-- begin --
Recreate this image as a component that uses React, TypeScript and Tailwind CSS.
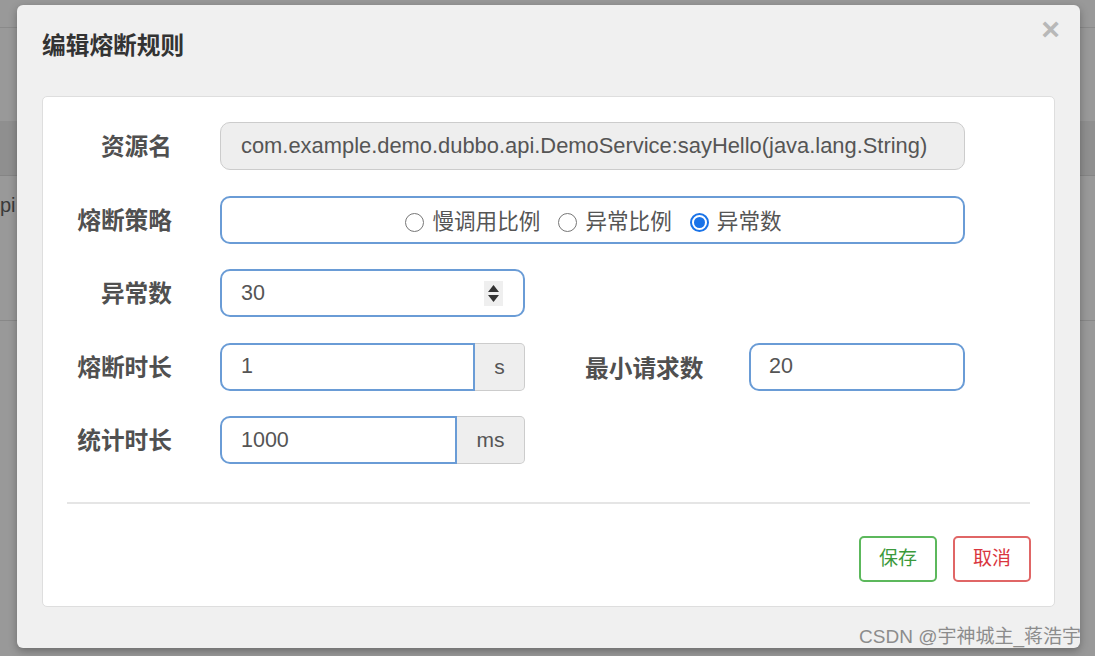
import React from 'react';

const font = { fontFamily: '"Liberation Sans", Arial, "Noto Sans CJK SC", sans-serif' };

const Label: React.FC<{ text: string; w?: string }> = ({ text, w = 'w-[129px]' }) => (
  <div className={`${w} shrink-0 text-right text-[23.7px] font-bold text-[#505050] leading-none pt-[4px]`}>{text}</div>
);

const Radio: React.FC<{ checked?: boolean; text: string }> = ({ checked, text }) => (
  <label className="flex items-center gap-[8px] text-[21.6px] text-[#555]">
    {checked ? (
      <span className="w-[19px] h-[19px] rounded-full border-[2px] border-[#1a73e8] flex items-center justify-center">
        <span className="w-[11px] h-[11px] rounded-full bg-[#1a73e8]" />
      </span>
    ) : (
      <span className="w-[19px] h-[19px] rounded-full border-[1.5px] border-[#777] bg-white" />
    )}
    <span>{text}</span>
  </label>
);

export default function App() {
  return (
    <div className="relative w-[1095px] h-[656px] overflow-hidden bg-[#999999]" style={font}>
      {/* page behind overlay */}
      <div className="h-[27px]" />
      <div className="h-[94px] border-t border-[#8a8a8a]" />
      <div className="h-[55px] bg-[#8f8f8f] border-b border-[#858585]" />
      <div className="h-[144px] pt-[14px] text-[20px] text-[#3a3a3a]">pi</div>
      <div className="border-t border-[#888]" />

      {/* dialog */}
      <div className="absolute left-[17px] top-[5px] w-[1063px] h-[643px] rounded-[6px] bg-[#f0f0f0] shadow-[0_3px_9px_rgba(0,0,0,0.3)] px-[25px]">
        <div className="flex items-start justify-between pt-[30px] h-[91px]">
          <h3 className="text-[23.7px] font-bold text-[#333] leading-none">编辑熔断规则</h3>
          <span className="text-[32px] leading-none font-bold text-[#b8b8b8] -mt-[22px] -mr-[5px]">×</span>
        </div>

        <div className="bg-white border border-[#dedede] rounded-[5px] px-[24px] pt-[25px] pb-[24px]">
          <div className="flex flex-col gap-[25.5px] -ml-[24px]">
            {/* 资源名 */}
            <div className="flex items-center gap-[48px] h-[48px]">
              <Label text="资源名" />
              <div className="w-[745px] h-[48px] rounded-[10px] bg-[#eeeeee] border border-[#cccccc] flex items-center pl-[20px] text-[21.9px] text-[#555]">
                com.example.demo.dubbo.api.DemoService:sayHello(java.lang.String)
              </div>
            </div>

            {/* 熔断策略 */}
            <div className="flex items-center gap-[48px] h-[48px]">
              <Label text="熔断策略" />
              <div className="w-[745px] h-[48px] rounded-[10px] border-[2px] border-[#6a9cd6] flex items-center justify-center gap-[18px] pl-[2px] pt-[6px]">
                <Radio text="慢调用比例" />
                <Radio text="异常比例" />
                <Radio checked text="异常数" />
              </div>
            </div>

            {/* 异常数 */}
            <div className="flex items-center gap-[48px] h-[48px]">
              <Label text="异常数" />
              <div className="w-[305px] h-[48px] rounded-[10px] border-[2px] border-[#6a9cd6] flex items-center pl-[19px] pr-[20px] text-[21.5px] text-[#555]">
                <span className="flex-1">30</span>
                <span className="w-[19px] h-[25px] bg-[#efefef] flex flex-col items-center justify-center gap-[3px]">
                  <svg width="11" height="7" viewBox="0 0 11 7"><path d="M5.5 0 L11 7 L0 7 Z" fill="#333" /></svg>
                  <svg width="11" height="7" viewBox="0 0 11 7"><path d="M0 0 L11 0 L5.5 7 Z" fill="#333" /></svg>
                </span>
              </div>
            </div>

            {/* 熔断时长 / 最小请求数 */}
            <div className="flex items-center h-[48px]">
              <div className="flex items-center gap-[48px]">
                <Label text="熔断时长" />
                <div className="flex h-[48px]">
                  <div className="w-[255px] rounded-l-[10px] border-[2px] border-[#6a9cd6] flex items-center pl-[19px] text-[21.5px] text-[#555]">1</div>
                  <div className="w-[50px] rounded-r-[5px] bg-[#eeeeee] border border-l-0 border-[#cccccc] flex items-center justify-center text-[21px] text-[#555]">s</div>
                </div>
              </div>
              <div className="ml-[60px] w-[120px] text-[23.7px] font-bold text-[#505050] pt-[6px] leading-none">最小请求数</div>
              <div className="ml-[44px] w-[216px] h-[48px] rounded-[10px] border-[2px] border-[#6a9cd6] flex items-center pl-[18px] text-[21.5px] text-[#555]">20</div>
            </div>

            {/* 统计时长 */}
            <div className="flex items-center gap-[48px] h-[48px]">
              <Label text="统计时长" />
              <div className="flex h-[48px]">
                <div className="w-[237px] rounded-l-[10px] border-[2px] border-[#6a9cd6] flex items-center pl-[19px] text-[21.5px] text-[#555]">1000</div>
                <div className="w-[68px] rounded-r-[5px] bg-[#eeeeee] border border-l-0 border-[#cccccc] flex items-center justify-center text-[21px] text-[#555]">ms</div>
              </div>
            </div>
          </div>

          <div className="mt-[38px] border-t-[2px] border-[#e5e5e5]" />

          <div className="flex justify-end gap-[16px] mt-[32px] -mr-[1px]">
            <button className="w-[78px] h-[46px] rounded-[5px] border-[2px] border-[#5cb85c] bg-white text-[19px] text-[#3c9a3c]">保存</button>
            <button className="w-[78px] h-[46px] rounded-[5px] border-[2px] border-[#e06666] bg-white text-[19px] text-[#d9363e]">取消</button>
          </div>
        </div>
      </div>

      {/* watermark */}
      <div className="absolute right-[14px] top-[627px] text-[19px] text-[#8c8c8c] leading-none">CSDN @宇神城主_蒋浩宇</div>
    </div>
  );
}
-- end --
Write out the full set of lines verbatim, without the pictures.

Recreate this image as a component that uses React, TypeScript and Tailwind CSS.
import React from 'react';

const font = { fontFamily: '"Liberation Sans", Arial, "Noto Sans CJK SC", sans-serif' };

const Label: React.FC<{ text: string; w?: string }> = ({ text, w = 'w-[129px]' }) => (
  <div className={`${w} shrink-0 text-right text-[23.7px] font-bold text-[#505050] leading-none pt-[4px]`}>{text}</div>
);

const Radio: React.FC<{ checked?: boolean; text: string }> = ({ checked, text }) => (
  <label className="flex items-center gap-[8px] text-[21.6px] text-[#555]">
    {checked ? (
      <span className="w-[19px] h-[19px] rounded-full border-[2px] border-[#1a73e8] flex items-center justify-center">
        <span className="w-[11px] h-[11px] rounded-full bg-[#1a73e8]" />
      </span>
    ) : (
      <span className="w-[19px] h-[19px] rounded-full border-[1.5px] border-[#777] bg-white" />
    )}
    <span>{text}</span>
  </label>
);

export default function App() {
  return (
    <div className="relative w-[1095px] h-[656px] overflow-hidden bg-[#999999]" style={font}>
      {/* page behind overlay */}
      <div className="h-[27px]" />
      <div className="h-[94px] border-t border-[#8a8a8a]" />
      <div className="h-[55px] bg-[#8f8f8f] border-b border-[#858585]" />
      <div className="h-[144px] pt-[14px] text-[20px] text-[#3a3a3a]">pi</div>
      <div className="border-t border-[#888]" />

      {/* dialog */}
      <div className="absolute left-[17px] top-[5px] w-[1063px] h-[643px] rounded-[6px] bg-[#f0f0f0] shadow-[0_3px_9px_rgba(0,0,0,0.3)] px-[25px]">
        <div className="flex items-start justify-between pt-[30px] h-[91px]">
          <h3 className="text-[23.7px] font-bold text-[#333] leading-none">编辑熔断规则</h3>
          <span className="text-[32px] leading-none font-bold text-[#b8b8b8] -mt-[22px] -mr-[5px]">×</span>
        </div>

        <div className="bg-white border border-[#dedede] rounded-[5px] px-[24px] pt-[25px] pb-[24px]">
          <div className="flex flex-col gap-[25.5px] -ml-[24px]">
            {/* 资源名 */}
            <div className="flex items-center gap-[48px] h-[48px]">
              <Label text="资源名" />
              <div className="w-[745px] h-[48px] rounded-[10px] bg-[#eeeeee] border border-[#cccccc] flex items-center pl-[20px] text-[21.9px] text-[#555]">
                com.example.demo.dubbo.api.DemoService:sayHello(java.lang.String)
              </div>
            </div>

            {/* 熔断策略 */}
            <div className="flex items-center gap-[48px] h-[48px]">
              <Label text="熔断策略" />
              <div className="w-[745px] h-[48px] rounded-[10px] border-[2px] border-[#6a9cd6] flex items-center justify-center gap-[18px] pl-[2px] pt-[6px]">
                <Radio text="慢调用比例" />
                <Radio text="异常比例" />
                <Radio checked text="异常数" />
              </div>
            </div>

            {/* 异常数 */}
            <div className="flex items-center gap-[48px] h-[48px]">
              <Label text="异常数" />
              <div className="w-[305px] h-[48px] rounded-[10px] border-[2px] border-[#6a9cd6] flex items-center pl-[19px] pr-[20px] text-[21.5px] text-[#555]">
                <span className="flex-1">30</span>
                <span className="w-[19px] h-[25px] bg-[#efefef] flex flex-col items-center justify-center gap-[3px]">
                  <svg width="11" height="7" viewBox="0 0 11 7"><path d="M5.5 0 L11 7 L0 7 Z" fill="#333" /></svg>
                  <svg width="11" height="7" viewBox="0 0 11 7"><path d="M0 0 L11 0 L5.5 7 Z" fill="#333" /></svg>
                </span>
              </div>
            </div>

            {/* 熔断时长 / 最小请求数 */}
            <div className="flex items-center h-[48px]">
              <div className="flex items-center gap-[48px]">
                <Label text="熔断时长" />
                <div className="flex h-[48px]">
                  <div className="w-[255px] rounded-l-[10px] border-[2px] border-[#6a9cd6] flex items-center pl-[19px] text-[21.5px] text-[#555]">1</div>
                  <div className="w-[50px] rounded-r-[5px] bg-[#eeeeee] border border-l-0 border-[#cccccc] flex items-center justify-center text-[21px] text-[#555]">s</div>
                </div>
              </div>
              <div className="ml-[60px] w-[120px] text-[23.7px] font-bold text-[#505050] pt-[6px] leading-none">最小请求数</div>
              <div className="ml-[44px] w-[216px] h-[48px] rounded-[10px] border-[2px] border-[#6a9cd6] flex items-center pl-[18px] text-[21.5px] text-[#555]">20</div>
            </div>

            {/* 统计时长 */}
            <div className="flex items-center gap-[48px] h-[48px]">
              <Label text="统计时长" />
              <div className="flex h-[48px]">
                <div className="w-[237px] rounded-l-[10px] border-[2px] border-[#6a9cd6] flex items-center pl-[19px] text-[21.5px] text-[#555]">1000</div>
                <div className="w-[68px] rounded-r-[5px] bg-[#eeeeee] border border-l-0 border-[#cccccc] flex items-center justify-center text-[21px] text-[#555]">ms</div>
              </div>
            </div>
          </div>

          <div className="mt-[38px] border-t-[2px] border-[#e5e5e5]" />

          <div className="flex justify-end gap-[16px] mt-[32px] -mr-[1px]">
            <button className="w-[78px] h-[46px] rounded-[5px] border-[2px] border-[#5cb85c] bg-white text-[19px] text-[#3c9a3c]">保存</button>
            <button className="w-[78px] h-[46px] rounded-[5px] border-[2px] border-[#e06666] bg-white text-[19px] text-[#d9363e]">取消</button>
          </div>
        </div>
      </div>

      {/* watermark */}
      <div className="absolute right-[14px] top-[627px] text-[19px] text-[#8c8c8c] leading-none">CSDN @宇神城主_蒋浩宇</div>
    </div>
  );
}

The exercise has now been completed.